Zurück zum Heft: Zeitschrift für Ästhetik und Allgemeine Kunstwissenschaft Band 60. Heft 1
DOI: https://doi.org/10.28937/1000106254
EUR 14,90

In analysing Lester Beall's posters for the U.S. government between 1937-1941, Michael Golec demonstrates the twofold character of facts in art and design appearing even when they are applied to guarantee distinct messages. Commissioned by the governmental agencies to develop a series of posters to increase the electrification of rural farms, Beall introduces pictograms in his first series to represent electrification as “facts of the future.” Its simple forms facilitate the travelling of this facts without loss of their integrity.

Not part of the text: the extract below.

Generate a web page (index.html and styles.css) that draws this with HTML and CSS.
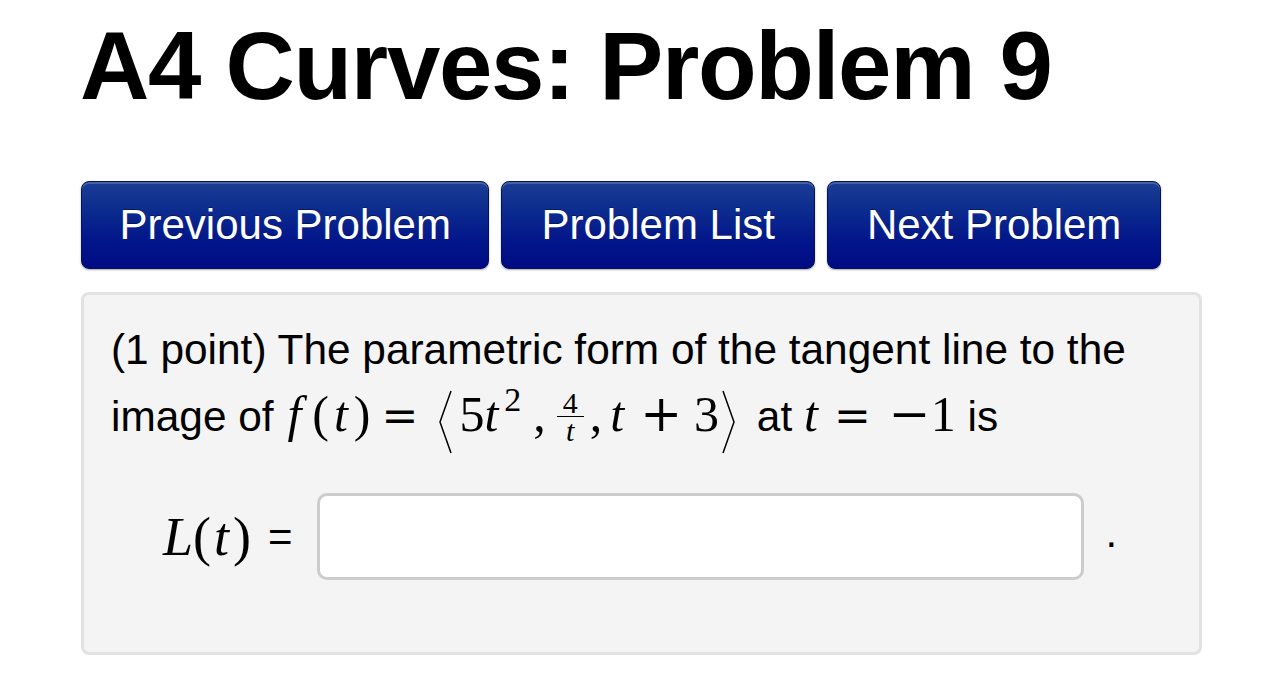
FILE: index.html
```html
<!DOCTYPE html>
<html lang="en">
<head>
<meta charset="utf-8">
<title>A4 Curves: Problem 9</title>
<link rel="stylesheet" href="styles.css">
</head>
<body>
<main class="page">
  <h1 class="title">A4 Curves: Problem 9</h1>
  <nav class="nav">
    <a class="btn btn-prev" href="#">Previous Problem</a>
    <a class="btn" href="#">Problem List</a>
    <a class="btn" href="#">Next Problem</a>
  </nav>
  <section class="problem">
    <p class="statement">(1 point) The parametric form of the tangent line to the image of <span class="math"><span class="mi f">f</span><span class="mo">(</span><span class="mi in">t</span><span class="mo">)</span><span class="rel">=</span><svg class="angle left" viewBox="0 0 20 64" aria-hidden="true"><path d="M16 1 L5 32 L16 63" fill="none" stroke="#000" stroke-width="1.5"/></svg><span class="mn">5</span><span class="mi">t</span><sup class="sup">2</sup><span class="punct p1">,</span><span class="frac"><span class="num">4</span><span class="den mi">t</span></span><span class="punct p2">,</span><span class="mi">t</span><span class="bin">+</span><span class="mn">3</span><svg class="angle right" viewBox="0 0 20 64" aria-hidden="true"><path d="M4 1 L15 32 L4 63" fill="none" stroke="#000" stroke-width="1.5"/></svg></span> at <span class="math"><span class="mi">t</span><span class="rel rel2">=</span><span class="bin minus">&minus;</span><span class="mn">1</span></span> is</p>
    <div class="answer">
      <span class="math answer-label"><span class="mi">L</span><span class="lp">(</span><span class="mi lt">t</span><span class="lp">)</span></span>
      <span class="eq">=</span>
      <input class="answer-input" type="text" aria-label="L(t)">
      <span class="period">.</span>
    </div>
  </section>
</main>
</body>
</html>
```

FILE: styles.css
```css
html, body {
  margin: 0;
  padding: 0;
  background: #ffffff;
}

body {
  font-family: "Liberation Sans", Arial, Helvetica, sans-serif;
  color: #000;
}

.page {
  padding: 18px 0 0 81px;
  width: 1121px;
}

.title {
  margin: 0 0 0 -1px;
  font-size: 96px;
  line-height: 96px;
  font-weight: 700;
  letter-spacing: -1.3px;
}

.nav {
  display: flex;
  gap: 12px;
  margin-top: 67px;
}

.btn {
  box-sizing: border-box;
  display: inline-flex;
  align-items: center;
  height: 88px;
  padding: 0 39px;
  font-size: 42px;
  line-height: 1;
  color: #fff;
  text-decoration: none;
  border: 1px solid #04125c;
  border-radius: 8px;
  background: linear-gradient(#1b3d93 0%, #0b2a8e 35%, #02158a 70%, #000b84 100%);
  box-shadow: inset 0 2px 0 rgba(255,255,255,0.18), 0 1px 2px rgba(0,0,0,0.35);
  text-shadow: 0 -1px 0 rgba(0,0,0,0.35);
}

.btn-prev {
  padding: 0 37.5px;
}

.problem {
  box-sizing: border-box;
  margin-top: 23px;
  height: 363px;
  background: #f4f4f4;
  border: 3px solid #e2e2e2;
  border-radius: 8px;
  padding: 23px 27px 0 27px;
}

.statement {
  margin: 0;
  font-size: 42.4px;
  line-height: 64px;
}

.math {
  font-family: "Liberation Serif", "Times New Roman", serif;
  font-size: 50px;
  white-space: nowrap;
}

.mi {
  font-style: italic;
}

.mo {
  margin: 0 1px;
}

.f {
  margin-left: 2px;
  margin-right: 10px;
}

.in {
  margin: 0 5px 0 4px;
}

.rel,
.bin {
  font-family: "DejaVu Serif", "Liberation Serif", serif;
}

.rel {
  font-size: 44px;
  margin: 0 13px 0 10px;
}

.rel.rel2 {
  margin: 0 10px 0 16px;
}

.bin {
  font-size: 50px;
  margin: 0 12px 0 16px;
}

.bin.minus {
  margin: 0 0 0 8px;
}

.p1 {
  margin: 0 11px 0 12px;
}

.p2 {
  margin: 0 8px 0 6px;
}

.sup {
  font-size: 34px;
  vertical-align: 20px;
  line-height: 0;
  margin-left: 6px;
}

.angle {
  width: 20px;
  height: 64px;
  vertical-align: -23px;
}

.angle.left {
  margin: 0 4px 0 4px;
}

.angle.right {
  margin: 0 6px 0 0;
}

.frac {
  display: inline-flex;
  flex-direction: column;
  align-items: center;
  vertical-align: 18px;
  font-size: 30px;
  line-height: 22px;
}

.num {
  display: block;
  font-style: normal;
  padding: 0 6px 2px;
  border-bottom: 1.5px solid #000;
}

.den {
  display: block;
  padding-top: 3px;
}

.answer {
  display: flex;
  align-items: center;
  margin-top: 39px;
  padding-left: 52px;
}

.answer-label {
  font-size: 54px;
}

.lt {
  margin: 0 4px 0 3px;
}

.eq {
  font-size: 42px;
  margin: 0 24px 0 17px;
}

.answer-input {
  box-sizing: border-box;
  width: 767px;
  height: 87px;
  border: 3px solid #cccccc;
  border-radius: 10px;
  background: #fff;
  padding: 0 12px;
  font-size: 36px;
  outline: none;
}

.period {
  font-size: 42px;
  margin-left: 22px;
  position: relative;
  top: -4px;
}
```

The same holds true for the use of photographic images for the second campaign of 1939. Following the revaluation of photography as a means for the documentation of social reality, as represented by the FSA photographers under the guidance of Roy Stryker, the medium served here as the authentication of facts. Golec holds, that Beall by reducing the complexity of the photographic images, to create a pictorial integrity of his posters, even despite of the use of a seemingly documentary medium, reinforces the ambivalent factual character of the pictures. So, paradoxically by heightening the communicative character of the design and hence stressing the idea of facts as integral realities outside of artworks, Beall's posters reveal the ambiguous character of pictorial facts creating their own specific qualities. Golec concludes, that facts in works of art and design have a twofold character resulting from their belonging to different spaces, which although meant to accomplish and address different facts, inevitably travel, overlap and bleed into each other. Thus oddly these facts refer or represent reality and simultaneously are a thing made (factum) that present and hold their own pictorial reality.